### What you need to do
Word for word, print each line of the listing below; pictures stay out.
* start Source data *
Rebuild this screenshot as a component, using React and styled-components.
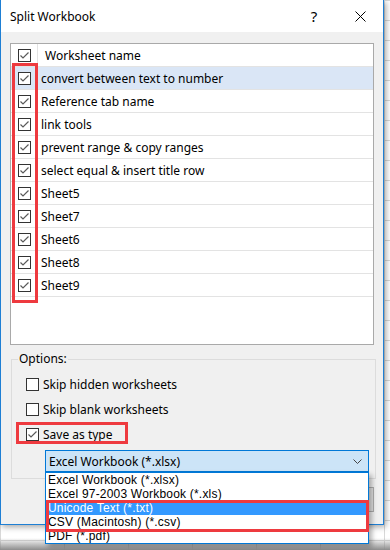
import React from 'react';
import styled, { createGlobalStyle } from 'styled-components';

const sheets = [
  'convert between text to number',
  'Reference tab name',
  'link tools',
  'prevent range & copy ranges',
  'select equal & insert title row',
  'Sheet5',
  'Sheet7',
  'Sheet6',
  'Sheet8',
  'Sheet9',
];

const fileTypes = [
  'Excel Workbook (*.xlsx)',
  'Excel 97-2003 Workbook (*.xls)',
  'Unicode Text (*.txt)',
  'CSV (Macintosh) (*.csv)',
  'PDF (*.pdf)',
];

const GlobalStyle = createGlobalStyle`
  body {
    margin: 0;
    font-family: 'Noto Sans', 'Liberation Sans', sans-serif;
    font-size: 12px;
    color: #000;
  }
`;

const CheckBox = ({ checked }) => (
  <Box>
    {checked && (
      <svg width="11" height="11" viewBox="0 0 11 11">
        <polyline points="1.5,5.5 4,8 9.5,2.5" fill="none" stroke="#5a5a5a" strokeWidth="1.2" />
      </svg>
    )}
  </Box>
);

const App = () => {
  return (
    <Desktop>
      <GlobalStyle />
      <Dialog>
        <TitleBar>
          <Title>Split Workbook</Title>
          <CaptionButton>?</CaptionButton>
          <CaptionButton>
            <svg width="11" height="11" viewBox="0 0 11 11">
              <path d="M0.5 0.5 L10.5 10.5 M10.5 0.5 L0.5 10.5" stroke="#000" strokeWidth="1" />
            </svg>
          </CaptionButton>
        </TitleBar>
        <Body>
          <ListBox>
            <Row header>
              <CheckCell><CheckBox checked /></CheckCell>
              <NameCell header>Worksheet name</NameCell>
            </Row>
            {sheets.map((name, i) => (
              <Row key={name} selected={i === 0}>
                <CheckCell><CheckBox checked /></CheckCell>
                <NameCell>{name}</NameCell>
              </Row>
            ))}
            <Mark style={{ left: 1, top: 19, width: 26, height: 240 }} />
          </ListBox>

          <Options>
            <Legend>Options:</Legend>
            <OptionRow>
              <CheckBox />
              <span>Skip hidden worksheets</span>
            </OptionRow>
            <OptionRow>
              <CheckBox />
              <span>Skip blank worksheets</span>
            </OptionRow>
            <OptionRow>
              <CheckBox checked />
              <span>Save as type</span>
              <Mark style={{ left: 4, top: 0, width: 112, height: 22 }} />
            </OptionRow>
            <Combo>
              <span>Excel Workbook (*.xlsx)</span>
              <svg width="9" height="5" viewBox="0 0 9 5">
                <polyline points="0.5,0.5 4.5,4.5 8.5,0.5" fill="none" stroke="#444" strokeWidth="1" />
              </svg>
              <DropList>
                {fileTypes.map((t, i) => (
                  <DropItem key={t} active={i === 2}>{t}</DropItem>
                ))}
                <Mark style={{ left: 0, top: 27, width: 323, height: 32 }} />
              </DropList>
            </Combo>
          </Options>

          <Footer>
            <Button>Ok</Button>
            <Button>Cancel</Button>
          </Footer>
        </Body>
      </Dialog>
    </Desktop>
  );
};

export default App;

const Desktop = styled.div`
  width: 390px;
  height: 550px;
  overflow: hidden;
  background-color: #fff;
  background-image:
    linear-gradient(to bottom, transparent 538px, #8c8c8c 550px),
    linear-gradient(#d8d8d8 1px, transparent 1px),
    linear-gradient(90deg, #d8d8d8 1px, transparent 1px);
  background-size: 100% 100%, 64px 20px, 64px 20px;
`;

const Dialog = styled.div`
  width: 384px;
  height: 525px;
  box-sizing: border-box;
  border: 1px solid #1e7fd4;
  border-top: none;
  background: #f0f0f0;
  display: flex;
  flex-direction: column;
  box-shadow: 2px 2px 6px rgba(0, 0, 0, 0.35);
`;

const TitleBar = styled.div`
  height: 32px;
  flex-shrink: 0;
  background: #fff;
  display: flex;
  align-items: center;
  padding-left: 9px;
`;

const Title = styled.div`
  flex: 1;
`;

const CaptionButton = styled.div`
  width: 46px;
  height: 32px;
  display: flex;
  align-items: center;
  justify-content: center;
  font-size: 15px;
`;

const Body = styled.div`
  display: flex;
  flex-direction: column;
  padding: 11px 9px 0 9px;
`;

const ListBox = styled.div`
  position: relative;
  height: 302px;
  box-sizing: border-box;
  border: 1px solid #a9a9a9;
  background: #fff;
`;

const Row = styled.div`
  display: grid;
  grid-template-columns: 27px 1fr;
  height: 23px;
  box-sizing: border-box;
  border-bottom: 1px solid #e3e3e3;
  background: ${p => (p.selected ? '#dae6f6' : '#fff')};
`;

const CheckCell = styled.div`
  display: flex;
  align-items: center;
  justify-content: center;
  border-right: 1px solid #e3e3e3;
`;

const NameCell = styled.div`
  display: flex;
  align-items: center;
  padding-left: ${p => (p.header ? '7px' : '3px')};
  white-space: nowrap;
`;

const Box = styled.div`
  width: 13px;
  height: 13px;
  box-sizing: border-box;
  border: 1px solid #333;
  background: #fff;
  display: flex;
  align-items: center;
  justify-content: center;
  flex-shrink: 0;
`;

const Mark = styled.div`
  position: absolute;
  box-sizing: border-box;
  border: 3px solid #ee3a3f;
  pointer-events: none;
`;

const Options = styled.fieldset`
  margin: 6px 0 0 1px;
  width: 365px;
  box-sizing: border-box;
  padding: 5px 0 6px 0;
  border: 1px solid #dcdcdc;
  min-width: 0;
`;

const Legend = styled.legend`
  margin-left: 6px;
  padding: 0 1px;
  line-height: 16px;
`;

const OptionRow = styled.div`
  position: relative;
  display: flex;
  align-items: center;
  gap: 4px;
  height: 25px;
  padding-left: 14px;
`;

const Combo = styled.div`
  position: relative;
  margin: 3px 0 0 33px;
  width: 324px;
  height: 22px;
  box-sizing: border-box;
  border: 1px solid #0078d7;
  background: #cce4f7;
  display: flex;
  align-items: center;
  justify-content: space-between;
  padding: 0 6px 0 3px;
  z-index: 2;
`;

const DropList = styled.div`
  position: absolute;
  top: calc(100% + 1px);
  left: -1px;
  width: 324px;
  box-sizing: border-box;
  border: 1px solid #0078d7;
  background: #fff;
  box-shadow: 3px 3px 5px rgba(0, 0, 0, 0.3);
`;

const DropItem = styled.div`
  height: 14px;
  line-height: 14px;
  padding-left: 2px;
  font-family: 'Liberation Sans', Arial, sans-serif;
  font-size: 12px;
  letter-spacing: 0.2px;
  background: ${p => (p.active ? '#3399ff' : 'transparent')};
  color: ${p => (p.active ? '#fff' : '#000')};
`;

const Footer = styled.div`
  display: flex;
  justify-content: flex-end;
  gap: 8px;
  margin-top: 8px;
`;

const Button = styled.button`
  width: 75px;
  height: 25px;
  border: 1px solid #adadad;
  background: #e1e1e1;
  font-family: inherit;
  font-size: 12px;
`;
* end Source data *
### Result for this task
Rebuild this screenshot as a component, using React and styled-components.
import React from 'react';
import styled, { createGlobalStyle } from 'styled-components';

const sheets = [
  'convert between text to number',
  'Reference tab name',
  'link tools',
  'prevent range & copy ranges',
  'select equal & insert title row',
  'Sheet5',
  'Sheet7',
  'Sheet6',
  'Sheet8',
  'Sheet9',
];

const fileTypes = [
  'Excel Workbook (*.xlsx)',
  'Excel 97-2003 Workbook (*.xls)',
  'Unicode Text (*.txt)',
  'CSV (Macintosh) (*.csv)',
  'PDF (*.pdf)',
];

const GlobalStyle = createGlobalStyle`
  body {
    margin: 0;
    font-family: 'Noto Sans', 'Liberation Sans', sans-serif;
    font-size: 12px;
    color: #000;
  }
`;

const CheckBox = ({ checked }) => (
  <Box>
    {checked && (
      <svg width="11" height="11" viewBox="0 0 11 11">
        <polyline points="1.5,5.5 4,8 9.5,2.5" fill="none" stroke="#5a5a5a" strokeWidth="1.2" />
      </svg>
    )}
  </Box>
);

const App = () => {
  return (
    <Desktop>
      <GlobalStyle />
      <Dialog>
        <TitleBar>
          <Title>Split Workbook</Title>
          <CaptionButton>?</CaptionButton>
          <CaptionButton>
            <svg width="11" height="11" viewBox="0 0 11 11">
              <path d="M0.5 0.5 L10.5 10.5 M10.5 0.5 L0.5 10.5" stroke="#000" strokeWidth="1" />
            </svg>
          </CaptionButton>
        </TitleBar>
        <Body>
          <ListBox>
            <Row header>
              <CheckCell><CheckBox checked /></CheckCell>
              <NameCell header>Worksheet name</NameCell>
            </Row>
            {sheets.map((name, i) => (
              <Row key={name} selected={i === 0}>
                <CheckCell><CheckBox checked /></CheckCell>
                <NameCell>{name}</NameCell>
              </Row>
            ))}
            <Mark style={{ left: 1, top: 19, width: 26, height: 240 }} />
          </ListBox>

          <Options>
            <Legend>Options:</Legend>
            <OptionRow>
              <CheckBox />
              <span>Skip hidden worksheets</span>
            </OptionRow>
            <OptionRow>
              <CheckBox />
              <span>Skip blank worksheets</span>
            </OptionRow>
            <OptionRow>
              <CheckBox checked />
              <span>Save as type</span>
              <Mark style={{ left: 4, top: 0, width: 112, height: 22 }} />
            </OptionRow>
            <Combo>
              <span>Excel Workbook (*.xlsx)</span>
              <svg width="9" height="5" viewBox="0 0 9 5">
                <polyline points="0.5,0.5 4.5,4.5 8.5,0.5" fill="none" stroke="#444" strokeWidth="1" />
              </svg>
              <DropList>
                {fileTypes.map((t, i) => (
                  <DropItem key={t} active={i === 2}>{t}</DropItem>
                ))}
                <Mark style={{ left: 0, top: 27, width: 323, height: 32 }} />
              </DropList>
            </Combo>
          </Options>

          <Footer>
            <Button>Ok</Button>
            <Button>Cancel</Button>
          </Footer>
        </Body>
      </Dialog>
    </Desktop>
  );
};

export default App;

const Desktop = styled.div`
  width: 390px;
  height: 550px;
  overflow: hidden;
  background-color: #fff;
  background-image:
    linear-gradient(to bottom, transparent 538px, #8c8c8c 550px),
    linear-gradient(#d8d8d8 1px, transparent 1px),
    linear-gradient(90deg, #d8d8d8 1px, transparent 1px);
  background-size: 100% 100%, 64px 20px, 64px 20px;
`;

const Dialog = styled.div`
  width: 384px;
  height: 525px;
  box-sizing: border-box;
  border: 1px solid #1e7fd4;
  border-top: none;
  background: #f0f0f0;
  display: flex;
  flex-direction: column;
  box-shadow: 2px 2px 6px rgba(0, 0, 0, 0.35);
`;

const TitleBar = styled.div`
  height: 32px;
  flex-shrink: 0;
  background: #fff;
  display: flex;
  align-items: center;
  padding-left: 9px;
`;

const Title = styled.div`
  flex: 1;
`;

const CaptionButton = styled.div`
  width: 46px;
  height: 32px;
  display: flex;
  align-items: center;
  justify-content: center;
  font-size: 15px;
`;

const Body = styled.div`
  display: flex;
  flex-direction: column;
  padding: 11px 9px 0 9px;
`;

const ListBox = styled.div`
  position: relative;
  height: 302px;
  box-sizing: border-box;
  border: 1px solid #a9a9a9;
  background: #fff;
`;

const Row = styled.div`
  display: grid;
  grid-template-columns: 27px 1fr;
  height: 23px;
  box-sizing: border-box;
  border-bottom: 1px solid #e3e3e3;
  background: ${p => (p.selected ? '#dae6f6' : '#fff')};
`;

const CheckCell = styled.div`
  display: flex;
  align-items: center;
  justify-content: center;
  border-right: 1px solid #e3e3e3;
`;

const NameCell = styled.div`
  display: flex;
  align-items: center;
  padding-left: ${p => (p.header ? '7px' : '3px')};
  white-space: nowrap;
`;

const Box = styled.div`
  width: 13px;
  height: 13px;
  box-sizing: border-box;
  border: 1px solid #333;
  background: #fff;
  display: flex;
  align-items: center;
  justify-content: center;
  flex-shrink: 0;
`;

const Mark = styled.div`
  position: absolute;
  box-sizing: border-box;
  border: 3px solid #ee3a3f;
  pointer-events: none;
`;

const Options = styled.fieldset`
  margin: 6px 0 0 1px;
  width: 365px;
  box-sizing: border-box;
  padding: 5px 0 6px 0;
  border: 1px solid #dcdcdc;
  min-width: 0;
`;

const Legend = styled.legend`
  margin-left: 6px;
  padding: 0 1px;
  line-height: 16px;
`;

const OptionRow = styled.div`
  position: relative;
  display: flex;
  align-items: center;
  gap: 4px;
  height: 25px;
  padding-left: 14px;
`;

const Combo = styled.div`
  position: relative;
  margin: 3px 0 0 33px;
  width: 324px;
  height: 22px;
  box-sizing: border-box;
  border: 1px solid #0078d7;
  background: #cce4f7;
  display: flex;
  align-items: center;
  justify-content: space-between;
  padding: 0 6px 0 3px;
  z-index: 2;
`;

const DropList = styled.div`
  position: absolute;
  top: calc(100% + 1px);
  left: -1px;
  width: 324px;
  box-sizing: border-box;
  border: 1px solid #0078d7;
  background: #fff;
  box-shadow: 3px 3px 5px rgba(0, 0, 0, 0.3);
`;

const DropItem = styled.div`
  height: 14px;
  line-height: 14px;
  padding-left: 2px;
  font-family: 'Liberation Sans', Arial, sans-serif;
  font-size: 12px;
  letter-spacing: 0.2px;
  background: ${p => (p.active ? '#3399ff' : 'transparent')};
  color: ${p => (p.active ? '#fff' : '#000')};
`;

const Footer = styled.div`
  display: flex;
  justify-content: flex-end;
  gap: 8px;
  margin-top: 8px;
`;

const Button = styled.button`
  width: 75px;
  height: 25px;
  border: 1px solid #adadad;
  background: #e1e1e1;
  font-family: inherit;
  font-size: 12px;
`;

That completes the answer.